El matrimonio no tiene malas palabras para las monjas, a pesar de que durante muchos años no les pagaron. Hubo un momento, pasados los años, que ellas decidieron regularizar la situación de Ildefonso. Cobraría el salario mínimo interprofesional. “Menos mal que ha ido subiendo en los últimos años”, agradece él. Sin embargo, ella, por aquella creencia de que si el hombre cobra para qué tiene que recibir dinero alguno su esposa, nunca percibió por su abnegado trabajo un solo euro.
En 2017, el actual obispo, Rafael Zornoza, decretó el final de la actividad del convento de San Fernando y ordenó el traslado de sus monjas, cuatro entonces, a El Puerto de Santa María. Nueve años antes de la ejecución de aquella decisión la abadesa del convento se había comprometido por escrito con el matrimonio a que podrían quedarse en esa casa.
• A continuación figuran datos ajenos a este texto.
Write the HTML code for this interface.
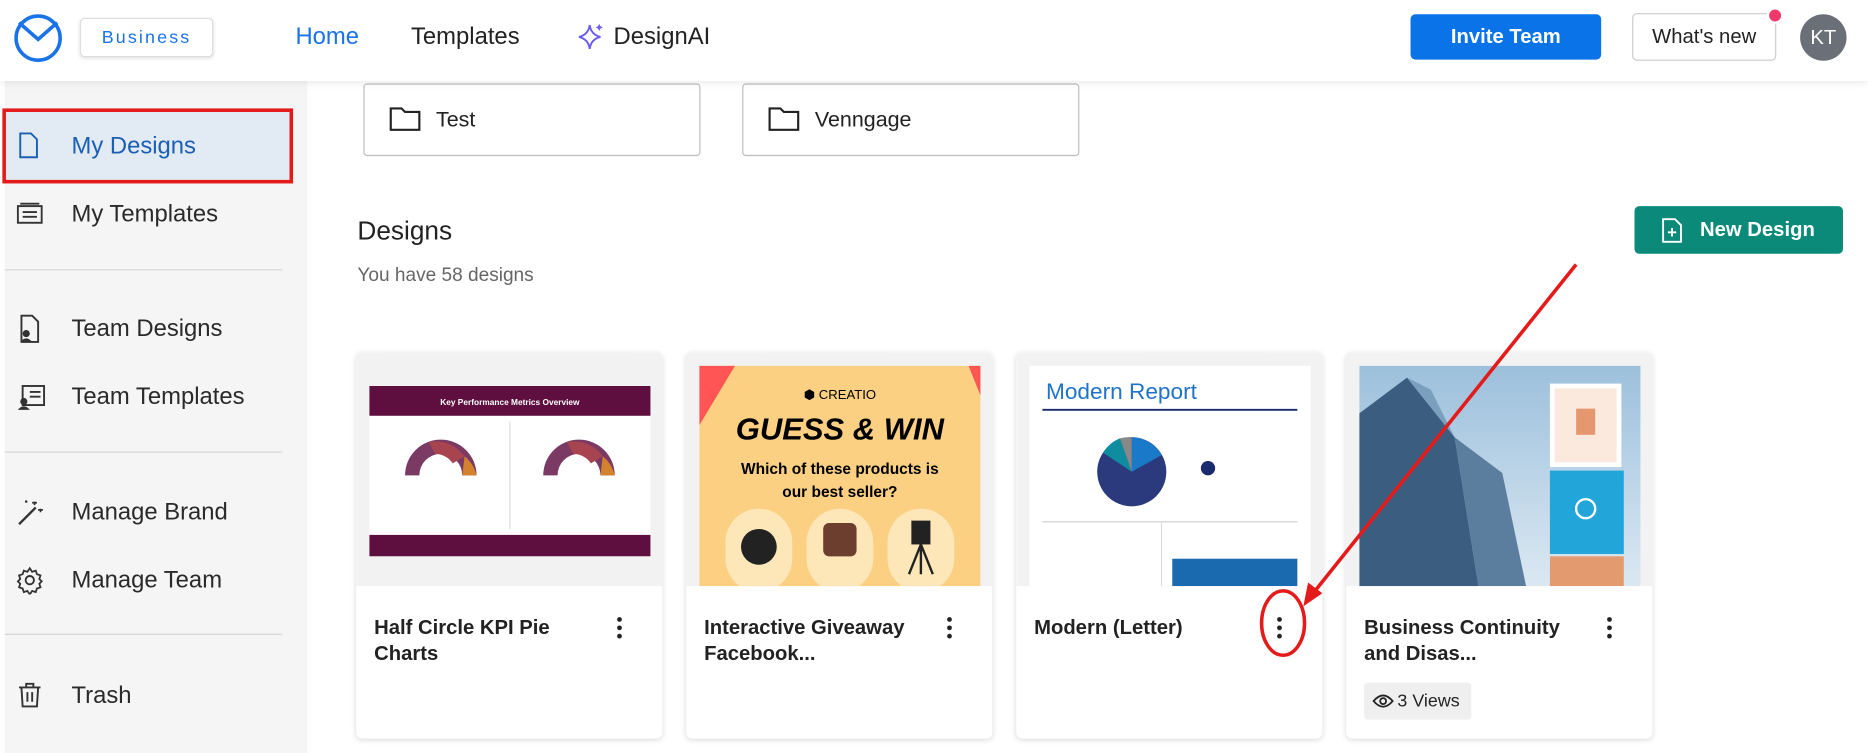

Un papel al que se agarran para considerar que el Obispado debería hacerse cargo de su situación al cerrar el convento, porque ese documento asumía las obligaciones adquiridas por las monjas con terceros.
El 4 de abril de 2017, y tras varios intentos de una solución extrajudicial, el obispo de Cádiz ordenó el desahucio del matrimonio. Por burofax les comunicó que tenían diez días para abandonar la casa. En ese escrito argumentaba que Ildefonso ya había superado la edad de jubilación y el convento ya no tenía actividad. El Obispado admite que se les ofreció pagar un alquiler. Pero como Carmen no tenía salario, al no haber cotizado nunca, e Ildefonso cobraba tan poco, el matrimonio no podía asumir ese pago para arrendar la vivienda en la que habían residido a cambio de trabajar como porteros.
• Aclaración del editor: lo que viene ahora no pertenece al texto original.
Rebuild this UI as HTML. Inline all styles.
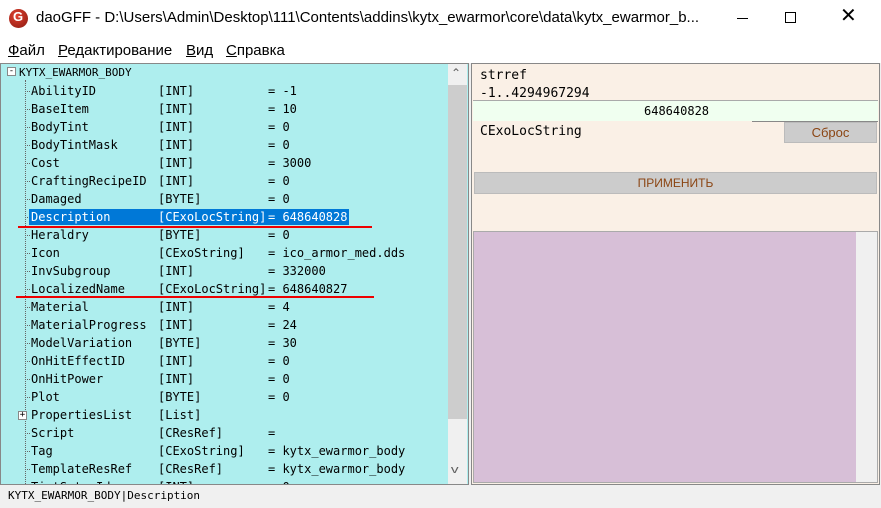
<!DOCTYPE html><html><head><meta charset="utf-8"><style>
*{margin:0;padding:0;box-sizing:border-box}
body{width:881px;height:508px;position:relative;background:#f0f0f0;font-family:"Liberation Sans",sans-serif;overflow:hidden}
.a{position:absolute}
.m{font-family:"DejaVu Sans Mono",monospace;font-size:12px;white-space:pre}
.row{position:absolute;left:0;height:18px;line-height:18px;width:440px}
.row span{position:absolute}
.n{left:31px}.t{left:158px}.v{left:268px}
.dot{position:absolute;left:25px;width:5px;border-top:1px dotted #666;top:9px}
.mn{position:absolute;top:42px;font-size:15px;white-space:pre}
</style></head><body>
<div class="a" style="left:0;top:0;width:881px;height:38px;background:#fff"></div>
<div class="a" style="left:9px;top:9px;width:19px;height:19px;border-radius:50%;background:radial-gradient(circle at 40% 35%,#e04030,#8a1a10);"></div>
<div class="a" style="left:13px;top:9px;font:bold 13px 'Liberation Sans';color:#fff">G</div>
<div class="a" style="left:36px;top:9px;font-size:15px;color:#000;white-space:nowrap">daoGFF - D:\Users\Admin\Desktop\111\Contents\addins\kytx_ewarmor\core\data\kytx_ewarmor_b...</div>
<div class="a" style="left:737px;top:18px;width:11px;border-top:1px solid #000"></div>
<div class="a" style="left:785px;top:12px;width:11px;height:11px;border:1px solid #000"></div>
<div class="a" style="left:840px;top:6px;font-size:20px;line-height:20px;color:#000">✕</div>
<div class="a" style="left:0;top:38px;width:881px;height:25px;background:#fff"></div>
<div class="mn" style="left:8px"><u>Ф</u>айл</div>
<div class="mn" style="left:58px"><u>Р</u>едактирование</div>
<div class="mn" style="left:186px"><u>В</u>ид</div>
<div class="mn" style="left:226px"><u>С</u>правка</div>
<!-- left panel -->
<div class="a" style="left:0;top:63px;width:469px;height:422px;border:1px solid #888;background:#aeeeee"></div>
<div class="a" style="left:448px;top:64px;width:19px;height:420px;background:#f0f0f0"></div>
<div class="a" style="left:448px;top:85px;width:19px;height:334px;background:#cdcdcd"></div>
<div class="a" style="left:451px;top:66px;font-size:12px;color:#606060">⌃</div>
<div class="a" style="left:452px;top:464px;font-size:11px;color:#606060;transform:scaleX(1.4)">v</div>
<div class="a" style="left:25px;top:80px;height:404px;border-left:1px dotted #666"></div>
<div class="a" style="left:7px;top:67px;width:9px;height:9px;border:1px solid #888;background:#fff;font:9px/7px monospace;text-align:center">-</div>
<div class="a m" style="left:19px;top:66px;font-size:11px">KYTX_EWARMOR_BODY</div>
<div class="a m" style="left:0;top:82px;width:447px;height:402px;overflow:hidden">
<div class="row" style="top:0"><i class="dot"></i><span class="n">AbilityID</span><span class="t">[INT]</span><span class="v">= -1</span></div>
<div class="row" style="top:18px"><i class="dot"></i><span class="n">BaseItem</span><span class="t">[INT]</span><span class="v">= 10</span></div>
<div class="row" style="top:36px"><i class="dot"></i><span class="n">BodyTint</span><span class="t">[INT]</span><span class="v">= 0</span></div>
<div class="row" style="top:54px"><i class="dot"></i><span class="n">BodyTintMask</span><span class="t">[INT]</span><span class="v">= 0</span></div>
<div class="row" style="top:72px"><i class="dot"></i><span class="n">Cost</span><span class="t">[INT]</span><span class="v">= 3000</span></div>
<div class="row" style="top:90px"><i class="dot"></i><span class="n">CraftingRecipeID</span><span class="t">[INT]</span><span class="v">= 0</span></div>
<div class="row" style="top:108px"><i class="dot"></i><span class="n">Damaged</span><span class="t">[BYTE]</span><span class="v">= 0</span></div>
<div class="row" style="top:126px"><i class="dot"></i><span style="left:29px;top:1px;width:320px;height:16px;background:#0078d7"></span><span class="n" style="color:#fff">Description</span><span class="t" style="color:#fff">[CExoLocString]</span><span class="v" style="color:#fff">= 648640828</span></div>
<div class="row" style="top:144px"><i class="dot"></i><span class="n">Heraldry</span><span class="t">[BYTE]</span><span class="v">= 0</span></div>
<div class="row" style="top:162px"><i class="dot"></i><span class="n">Icon</span><span class="t">[CExoString]</span><span class="v">= ico_armor_med.dds</span></div>
<div class="row" style="top:180px"><i class="dot"></i><span class="n">InvSubgroup</span><span class="t">[INT]</span><span class="v">= 332000</span></div>
<div class="row" style="top:198px"><i class="dot"></i><span class="n">LocalizedName</span><span class="t">[CExoLocString]</span><span class="v">= 648640827</span></div>
<div class="row" style="top:216px"><i class="dot"></i><span class="n">Material</span><span class="t">[INT]</span><span class="v">= 4</span></div>
<div class="row" style="top:234px"><i class="dot"></i><span class="n">MaterialProgress</span><span class="t">[INT]</span><span class="v">= 24</span></div>
<div class="row" style="top:252px"><i class="dot"></i><span class="n">ModelVariation</span><span class="t">[BYTE]</span><span class="v">= 30</span></div>
<div class="row" style="top:270px"><i class="dot"></i><span class="n">OnHitEffectID</span><span class="t">[INT]</span><span class="v">= 0</span></div>
<div class="row" style="top:288px"><i class="dot"></i><span class="n">OnHitPower</span><span class="t">[INT]</span><span class="v">= 0</span></div>
<div class="row" style="top:306px"><i class="dot"></i><span class="n">Plot</span><span class="t">[BYTE]</span><span class="v">= 0</span></div>
<div class="row" style="top:324px"><span style="left:18px;top:5px;width:9px;height:9px;border:1px solid #888;background:#fff;font:9px/7px monospace;text-align:center">+</span><span class="n">PropertiesList</span><span class="t">[List]</span></div>
<div class="row" style="top:342px"><i class="dot"></i><span class="n">Script</span><span class="t">[CResRef]</span><span class="v">=</span></div>
<div class="row" style="top:360px"><i class="dot"></i><span class="n">Tag</span><span class="t">[CExoString]</span><span class="v">= kytx_ewarmor_body</span></div>
<div class="row" style="top:378px"><i class="dot"></i><span class="n">TemplateResRef</span><span class="t">[CResRef]</span><span class="v">= kytx_ewarmor_body</span></div>
<div class="row" style="top:396px"><i class="dot"></i><span class="n">TintSetupId</span><span class="t">[INT]</span><span class="v">= 0</span></div>
</div>
<div class="a" style="left:18px;top:226px;width:354px;height:2px;background:#e00"></div>
<div class="a" style="left:16px;top:296px;width:358px;height:2px;background:#e00"></div>
<!-- right panel -->
<div class="a" style="left:471px;top:63px;width:409px;height:422px;border:1px solid #888;background:#faf0e6"></div>
<div class="a m" style="left:480px;top:67px;font-size:13px;line-height:18px">strref
-1..4294967294</div>
<div class="a" style="left:473px;top:100px;width:405px;height:21px;background:#f0fff0;border-top:1px solid #aaa"></div>
<div class="a m" style="left:644px;top:104px">648640828</div>
<div class="a" style="left:752px;top:121px;width:126px;border-top:1px solid #888"></div>
<div class="a m" style="left:480px;top:124px;font-size:13px">CExoLocString</div>
<div class="a" style="left:784px;top:122px;width:93px;height:21px;background:#ccc;border:1px solid #bbb;color:#8b4513;font-size:13px;text-align:center;line-height:19px">Сброс</div>
<div class="a" style="left:474px;top:172px;width:403px;height:22px;background:#ccc;border:1px solid #bbb;color:#8b4513;font-size:12px;text-align:center;line-height:20px">ПРИМЕНИТЬ</div>
<div class="a" style="left:473px;top:231px;width:405px;height:252px;border:1px solid #aaa;background:#f0f0f0"></div>
<div class="a" style="left:474px;top:232px;width:382px;height:250px;background:#d7bfd7"></div>
<div class="a m" style="left:8px;top:489px;font-size:11px">KYTX_EWARMOR_BODY|Description</div>
</body></html>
Se inició una batalla judicial. Por la vía laboral se intentó que el Obispado reconociera la relación de trabajo que había existido con Carmen, pero perdieron. “Debieron denunciar a las personas para las que trabajaban, pero ellos nunca quisieron hacer nada contra las monjas”, explica la graduada social Auxiliadora Moreno. Ahora la siguiente cita en los juzgados es por el desahucio. Será el 18 de abril, tras haberse aplazado una ocasión anterior en marzo. Es casi su última oportunidad de quedarse en esa casa.
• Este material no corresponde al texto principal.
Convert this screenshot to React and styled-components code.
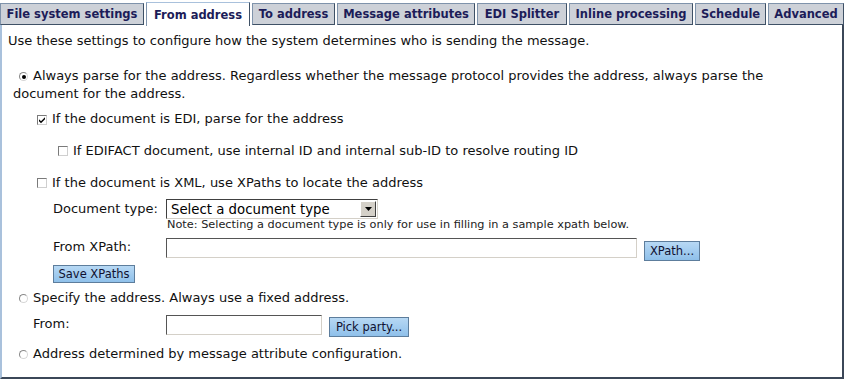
import React from 'react'
import styled, { createGlobalStyle } from 'styled-components'

const Global = createGlobalStyle`
  body {
    margin: 0;
    background: #ffffff;
    font-family: "DejaVu Sans", Verdana, sans-serif;
  }
`;

const Page = styled.div`
  width: 845px;
  height: 382px;
  overflow: hidden;
`;

const TabBar = styled.div`
  display: flex;
  align-items: flex-end;
  gap: 2px;
  height: 25px;
  position: relative;
  z-index: 1;
`;

const Tab = styled.div`
  width: ${p => p.$w}px;
  height: ${p => (p.$active ? '24px' : '22px')};
  display: flex;
  align-items: center;
  justify-content: center;
  box-sizing: border-box;
  font-size: 11.5px;
  font-weight: bold;
  color: #1c1c58;
  background: ${p => (p.$active ? '#ffffff' : '#cdd1d8')};
  border: 1px solid #7f93ab;
  border-top-color: ${p => (p.$active ? '#a9c1dc' : '#7f93ab')};
  border-right-color: #3f5166;
  border-bottom: ${p => (p.$active ? 'none' : '1px solid #3f5166')};
  white-space: nowrap;
  margin-bottom: ${p => (p.$active ? '-1px' : '0')};
`;

const Panel = styled.div`
  width: 844px;
  height: 354px;
  box-sizing: border-box;
  border-left: 2px solid #a9c1dc;
  border-right: 2px solid #3b4758;
  border-bottom: 2px solid #3b4758;
  padding: 7px 40px 7px 6px;
  font-size: 13px;
  color: #111;
`;

const Line = styled.div`
  line-height: 18px;
  margin-top: ${p => p.$top || 0}px;
  padding-left: ${p => p.$indent || 0}px;
`;

const Radio = styled.span`
  display: inline-block;
  box-sizing: border-box;
  width: 9px;
  height: 9px;
  border-radius: 50%;
  border: 1px solid #8a8a8a;
  border-right-color: #d6d6d6;
  border-bottom-color: #d6d6d6;
  background: #fff;
  margin: 0 5px 0 6px;
  vertical-align: -1px;
  position: relative;

  &::after {
    content: '';
    display: ${p => (p.$checked ? 'block' : 'none')};
    position: absolute;
    left: 1.5px;
    top: 1.5px;
    width: 4px;
    height: 4px;
    border-radius: 50%;
    background: #000;
  }
`;

const Check = styled.span`
  display: inline-flex;
  align-items: center;
  justify-content: center;
  box-sizing: border-box;
  width: 10px;
  height: 10px;
  border: 1px solid #7a7a7a;
  border-right-color: #cfcfcf;
  border-bottom-color: #cfcfcf;
  background: #fff;
  margin-right: 5px;
  vertical-align: -1px;
`;

const FieldRow = styled.div`
  display: flex;
  align-items: flex-start;
  margin-top: ${p => p.$top || 0}px;
  padding-left: ${p => p.$indent || 0}px;
`;

const Label = styled.div`
  width: ${p => p.$w}px;
  line-height: ${p => p.$lh || 18}px;
  flex-shrink: 0;
`;

const SelectBox = styled.div`
  width: 212px;
  height: 20px;
  box-sizing: border-box;
  border: 1px solid #404040;
  border-right-color: #d4d0c8;
  border-bottom-color: #d4d0c8;
  display: flex;
  align-items: center;
  justify-content: space-between;
  padding: 0 1px 0 4px;
  font-size: 13.3px;
  color: #000;
  background: #fff;
`;

const ArrowBox = styled.span`
  width: 16px;
  height: 16px;
  box-sizing: border-box;
  background: #d4d0c8;
  border: 1px solid;
  border-color: #ffffff #404040 #404040 #ffffff;
  display: flex;
  align-items: center;
  justify-content: center;
`;

const Note = styled.div`
  margin-left: 159px;
  height: 12px;
  line-height: 12px;
  font-size: 11.3px;
  color: #222;
  white-space: nowrap;
`;

const TextBox = styled.div`
  width: ${p => p.$w}px;
  height: 20px;
  box-sizing: border-box;
  border: 1px solid #555;
  border-right-color: #d4d0c8;
  border-bottom-color: #d4d0c8;
  background: #fff;
`;

const Button = styled.div`
  width: ${p => p.$w}px;
  height: ${p => p.$h || 20}px;
  box-sizing: border-box;
  margin-top: ${p => p.$top || 0}px;
  margin-left: ${p => p.$left || 0}px;
  display: flex;
  align-items: center;
  justify-content: center;
  font-size: 11.5px;
  color: #101030;
  background: linear-gradient(#b7d8f4, #8fc0ea);
  border: 1px solid;
  border-color: #cfe6fa #2f4b66 #2f4b66 #cfe6fa;
  outline: 1px solid #5d7d9c;
  outline-offset: -1px;
  white-space: nowrap;
`;

const tabs = [
  ['File system settings', 144],
  ['From address', 104],
  ['To address', 83],
  ['Message attributes', 138],
  ['EDI Splitter', 90],
  ['Inline processing', 124],
  ['Schedule', 71],
  ['Advanced', 76],
];

function CheckMark() {
  return (
    <svg width="8" height="8" viewBox="0 0 8 8">
      <path d="M1 3.2 L3 5.2 L7 1.2 L7 3.2 L3 7.2 L1 5.2 Z" fill="#000" />
    </svg>
  );
}

export default function App() {
  return (
    <Page>
      <Global />
      <TabBar>
        {tabs.map(([t, w]) => (
          <Tab key={t} $w={w} $active={t === 'From address'}>{t}</Tab>
        ))}
      </TabBar>
      <Panel>
        <Line>Use these settings to configure how the system determines who is sending the message.</Line>
        <Line $top={17} $indent={5}>
          <Radio $checked />Always parse for the address. Regardless whether the message protocol provides the address, always parse the document for the address.
        </Line>
        <Line $top={7} $indent={29}>
          <Check><CheckMark /></Check>If the document is EDI, parse for the address
        </Line>
        <Line $top={14} $indent={50}>
          <Check />If EDIFACT document, use internal ID and internal sub-ID to resolve routing ID
        </Line>
        <Line $top={14} $indent={29}>
          <Check />If the document is XML, use XPaths to locate the address
        </Line>
        <FieldRow $top={7} $indent={45}>
          <Label $w={113} $lh={20}>Document type:</Label>
          <SelectBox>
            Select a document type
            <ArrowBox>
              <svg width="7" height="4" viewBox="0 0 7 4"><path d="M0 0 H7 L3.5 4 Z" fill="#000" /></svg>
            </ArrowBox>
          </SelectBox>
        </FieldRow>
        <Note>Note: Selecting a document type is only for use in filling in a sample xpath below.</Note>
        <FieldRow $top={7} $indent={45}>
          <Label $w={113}>From XPath:</Label>
          <TextBox $w={471} />
          <Button $w={56} $top={3} $left={7}>XPath...</Button>
        </FieldRow>
        <FieldRow $top={4} $indent={45}>
          <Button $w={82} $h={18}>Save XPaths</Button>
        </FieldRow>
        <Line $top={6} $indent={5}>
          <Radio />Specify the address. Always use a fixed address.
        </Line>
        <FieldRow $top={8} $indent={25}>
          <Label $w={133}>From:</Label>
          <TextBox $w={156} />
          <Button $w={80} $top={2} $left={7}>Pick party...</Button>
        </FieldRow>
        <Line $top={8} $indent={5}>
          <Radio />Address determined by message attribute configuration.
        </Line>
      </Panel>
    </Page>
  );
}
El año pasado se firmó un acuerdo a tres bandas entre la Iglesia, el Ayuntamiento de San Fernando y una promotora privada para convertir el convento y el edificio en el que viven Ildefonso y Carmen en una residencia de personas mayores, en viviendas de diversos regímenes y una zona verde, además de un local que el Ayuntamiento cederá al Consejo local de hermandades y cofradías. Aún no se ha aclarado cuánto dinero percibirá el Obispado en esta operación.
Las paredes de Carmen e Ildefonso están llenas de fotos. Está su hijo Alfonso, que llegó con tres meses a esa casa. Está Jesús, que nació ya allí, y sus tres hijas. Esas nietas que también llenan repisas y estanterías de sonrisas. El matrimonio guarda muchas fotos de los suyos con las monjas, porque, al fin y el cabo, ellas eran también su familia. No saben lo que decidirá el juzgado. Llevan ya años adaptados a esta infinita inestabilidad. Como el que vive en una casa donde constantemente tiemblan sus suelos.